Q. Verizon Wireless sent me a notice that it’s going to combine its advertising system with AOL’s. How much more closely can they track me?

A sign hangs outside a Verizon Wireless retail store at Downtown Crossing in Boston.

A. Unless you’ve gone out of your way to opt out of Verizon’s “Relevant Mobile Advertising” program, the nation’s largest wireless carrier already knows an extraordinary amount about your online habits.

But if you’ve spent time at AOL’s network of sites -- including such popular destinations as the Huffington Post -- Verizon can soon learn even more about your interests even as it scales back “RMA” tracking.

Let’s start with a refresher course in that controversial program. It employs a tracking header -- what Verizon calls a “Unique Identifier Header,” or UIDH, and which opponents label a “supercookie,” “permacookie” or “zombie cookie” -- that Verizon Wireless has automatically added to most of its customers’ Web traffic.

Further, it was not just Verizon that could track your visits to sites that don’t encrypt your connection (as indicated by a lock icon in a browser’s address bar). The people running sites that you visit could also look for this header, then employ other Web tracking technologies like “cookies” -- tiny files that sites, this one included, save to your browser to monitor and customize your visits--to follow you elsewhere.

A second Verizon advertising program, “Verizon Selects,” may be less of a worry. This is an opt-in proposition--if you’ve never heard of Selects, you almost certainly didn’t sign up--that offers participants a small incentive, in the form of extra points in Verizon’s “Smart Rewards” rebate program, instead of just closer-targeted ads.

Verizon’s purchase of AOL, completed in June, allowed it to merge the information it’s collected through programs like those two with AOL’s own ad data. And that’s exactly what the notice it posted earlier this month says will happen starting in November.

But at the same time, Verizon says it will cut back on its UIDH tracking. Instead of attaching this beacon to all of your unencrypted traffic, it will only add it to data sent to Verizon and AOL sites, as well as designated “partner sites” that help Verizon and AOL provide service there. I found the clearest explanation of that not at Verizon’s privacy notice, but in a post on its public-policy blog.

That notice also says Verizon will move other customer data, including your street and e-mail address, into AOL’s existing ad network.

Verizon describes this as merely a better-focused version of the traditional online ad proposition: Advertisers tell us what kind of customers they want to have see their ads, and we’ll use our customer data to show it only to those people. It should not have ads dumped in your e-mail inbox or precision-targeted to VzW subscribers on your street.

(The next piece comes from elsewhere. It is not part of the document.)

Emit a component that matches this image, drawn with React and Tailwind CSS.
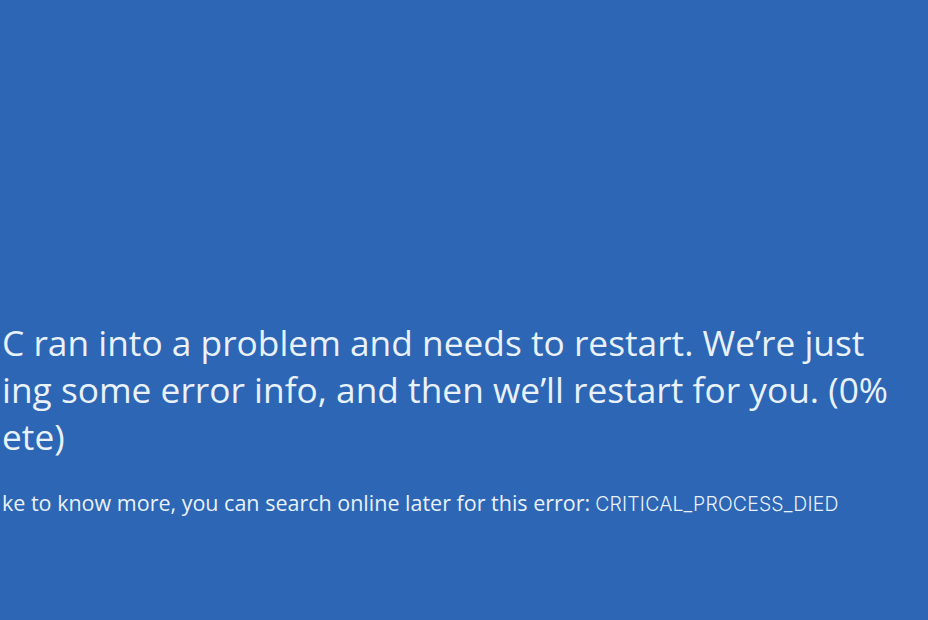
export default function App() {
  const lines = [
    ['Your P', 'C ran into a problem and needs to restart. We\u2019re just'],
    ['collect', 'ing some error info, and then we\u2019ll restart for you. (0%'],
    ['compl', 'ete)'],
  ];

  return (
    <div className="w-[928px] h-[620px] overflow-hidden bg-[#2c66b4] text-[#e9f1fb] font-['Open_Sans','Noto_Sans',sans-serif]">
      <div className="flex flex-col pt-[319px] pl-[2px]">
        {lines.map(([hidden, shown]) => (
          <div key={shown} className="flex whitespace-nowrap text-[35.3px] leading-[47px]">
            <span className="flex w-0 justify-end overflow-hidden">{hidden}</span>
            <span>{shown}</span>
          </div>
        ))}

        {/* stop code line */}
        <div className="flex items-baseline whitespace-nowrap mt-[29px] text-[21.5px] leading-[28px]">
          <span className="flex w-0 justify-end overflow-hidden">If you&rsquo;d li</span>
          <span>ke to know more, you can search online later for this error:</span>
          <span className="ml-[5px] font-['Inter','Roboto',sans-serif] font-light text-[19.4px] tracking-[0.2px]">CRITICAL_PROCESS_DIED</span>
        </div>
      </div>
    </div>
  );
}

“For example, an advertiser wants to reach females, over 40, who live in a specific town,” said Verizon spokesman David Samberg. “We provide the advertiser with the ability to have its ad served to people who are part of the group they want to address.”

But although Verizon has made its Relevant Mobile Advertising tracking much less pervasive, I still don’t see the upside for customers. I suggest you exercise the opt-out Verizon only began to offer after months of protests: Visit www.vzw.com/myprivacy, use the My Verizon app if it’s bundled on your mobile device, or call 866-211-0874.

It’s unclear how many people have done so -- Samberg wouldn’t say -- but I hope this story at least gets more Verizon Wireless subscribers to consider their options.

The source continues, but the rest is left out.